Dale Steyn has suggested that India’s batting order does not pose the same explosive threat as it did when the likes of Virender Sehwag was still playing.
South Africa have not been scared to dish out some subtle jibes at India on the eve of the first Test, which starts in Mohali on Thursday.
While Steyn has played down the favourites tag that the Indian media wanted to hang around their neck, it is worth remembering that South Africa are unbeaten in an away Test series for the last nine years.
There is certainly confidence among their ranks that they can cope with the big challenge that awaits, and while the Proteas are not generally known for their mind games, some of the players have managed to take some gentle digs at the home side.
‘I don’t think we are favourites,’ Steyn said. ‘It is going to be extremely difficult in their back garden. We come into the series with a lot of expectation, so we have confidence. I personally enjoy the Tests more than anything else. We’ve come up with some good game plans. We have a great bowling attack and a fantastic batting line-up. We’re up for it.’
Steyn will arguably be South Africa’s most important bowler in the subcontinent and has an excellent track record in those conditions. But he has noted that the current Indian batting line-up does not have the same punch of past teams.
‘In past times that I’ve played here, I bowled against guys like Virender Sehwag. That guy was a nightmare to bowl to. If you missed your mark by just that much he would smoke you. I feel India’s batting line-up now is slightly different. The two opening batters let you bowl to them a little bit more. But when they are both in form they are really difficult players to bowl to, but not as hectic as someone like Sehwag, who would blaze from ball one.’
What Steyn seems to be suggesting is that India possess less of an explosive threat compared to years gone by which, in many ways, should be a relief. However, it might also mean the batsmen give less away, taking fewer risks and thereby giving the bowlers less of an opening to claim a wicket.
Both teams would have done their homework on the opposition, but Steyn suggested it wasn’t always as complicated as people make it out to be.
‘We do a lot of homework. How have the batsmen gone out, especially in their last 10 innings. Is there a pattern that have build up? It’s not rocket science. Jacques Kallis always used to say top of off-stump with the odd bouncer to any batter in the world is really difficult. That’s generally it, really.

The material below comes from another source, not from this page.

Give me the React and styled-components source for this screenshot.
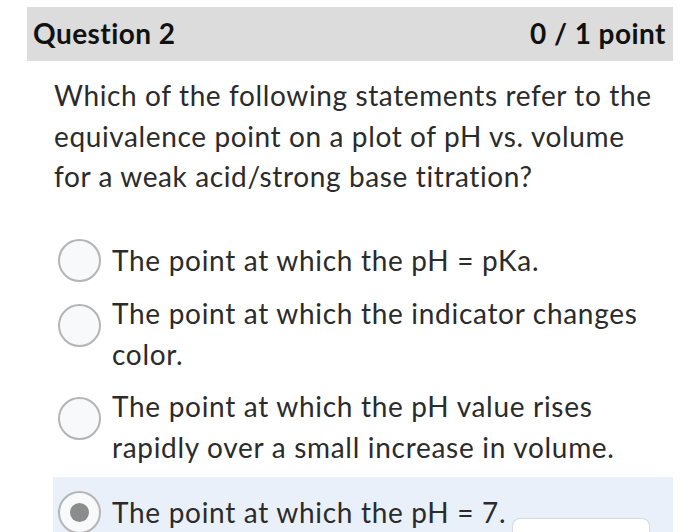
import React from "react";
import styled, { createGlobalStyle } from "styled-components";

const Global = createGlobalStyle`
  html, body { margin: 0; padding: 0; background: #ffffff; }
  body {
    font-family: Lato, "Open Sans", sans-serif;
    color: #2b2b2b;
    overflow: hidden;
    font-variant-ligatures: none;
  }
`;

const Page = styled.div`
  width: 646px;
  padding: 7px 0 0 27px;
`;

const Header = styled.div`
  height: 54px;
  background: #dcdcdc;
  display: flex;
  align-items: center;
  justify-content: space-between;
  padding: 0 7px 2px 6px;
  box-sizing: border-box;
  font-weight: 700;
  font-size: 28px;
  letter-spacing: 0.45px;
  color: #111;
`;

const Question = styled.p`
  margin: 0;
  padding: 14px 6px 0 27px;
  font-size: 28px;
  letter-spacing: 0.62px;
  line-height: 40.5px;
  color: #2b2b2b;
`;

const List = styled.div`
  margin: 43px 0 0 26px;
  display: flex;
  flex-direction: column;
  gap: 11px;
`;

const Row = styled.div`
  display: flex;
  align-items: flex-start;
  gap: 11px;
  padding: ${(p) => (p.$selected ? "15px 5px 0" : "0 5px")};
  margin-top: ${(p) => (p.$selected ? "-2px" : "0")};
  background: ${(p) => (p.$selected ? "#eaf0f9" : "transparent")};
  position: relative;
`;

const Radio = styled.span`
  flex: none;
  box-sizing: border-box;
  width: 43px;
  height: 43px;
  border-radius: 50%;
  border: 2px solid #b5b5b5;
  background: #f8f9fb;
  margin-top: ${(p) => p.$offset}px;
  display: flex;
  align-items: center;
  justify-content: center;
`;

const Dot = styled.span`
  width: 19px;
  height: 19px;
  border-radius: 50%;
  background: #8c8c8c;
`;

const Label = styled.span`
  font-size: 28px;
  letter-spacing: 0.7px;
  line-height: 41px;
  color: #2b2b2b;
`;

const Popup = styled.div`
  position: absolute;
  left: 459px;
  top: 41px;
  width: 136px;
  height: 20px;
  background: #fff;
  border: 1px solid #d6dae0;
  border-bottom: none;
  border-radius: 8px 8px 0 0;
`;

const options = [
  { text: "The point at which the pH = pKa.", offset: -1 },
  { text: "The point at which the indicator changes color.", offset: 11.5 },
  { text: "The point at which the pH value rises rapidly over a small increase in volume.", offset: 11.5 },
  { text: "The point at which the pH = 7.", offset: -1, selected: true },
];

export default function App() {
  return (
    <Page>
      <Global />
      <Header>
        <span>Question 2</span>
        <span>0 / 1 point</span>
      </Header>
      <Question>
        Which of the following statements refer to the equivalence point on a plot of pH vs. volume for a weak acid/strong base titration?
      </Question>
      <List>
        {options.map((o) => (
          <Row key={o.text} $selected={o.selected}>
            <Radio $offset={o.offset}>{o.selected && <Dot />}</Radio>
            <Label>{o.text}</Label>
            {o.selected && <Popup />}
          </Row>
        ))}
      </List>
    </Page>
  );
}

‘You get a guy like Sachin [Tendulkar], when you get a ball on off-stump to Sachin in the past he’ll hit you through point. If you bowl top of off to Murali Vijay he’ll probably hit you through the covers. It’s important to know where you want your fielders to be. The delivery stays the same but the batsman’s shot making will change. So it’s about getting into the batsmen’s head a little bit, looking at past dismissals and letting him know that you know exactly where he is uncomfortable.’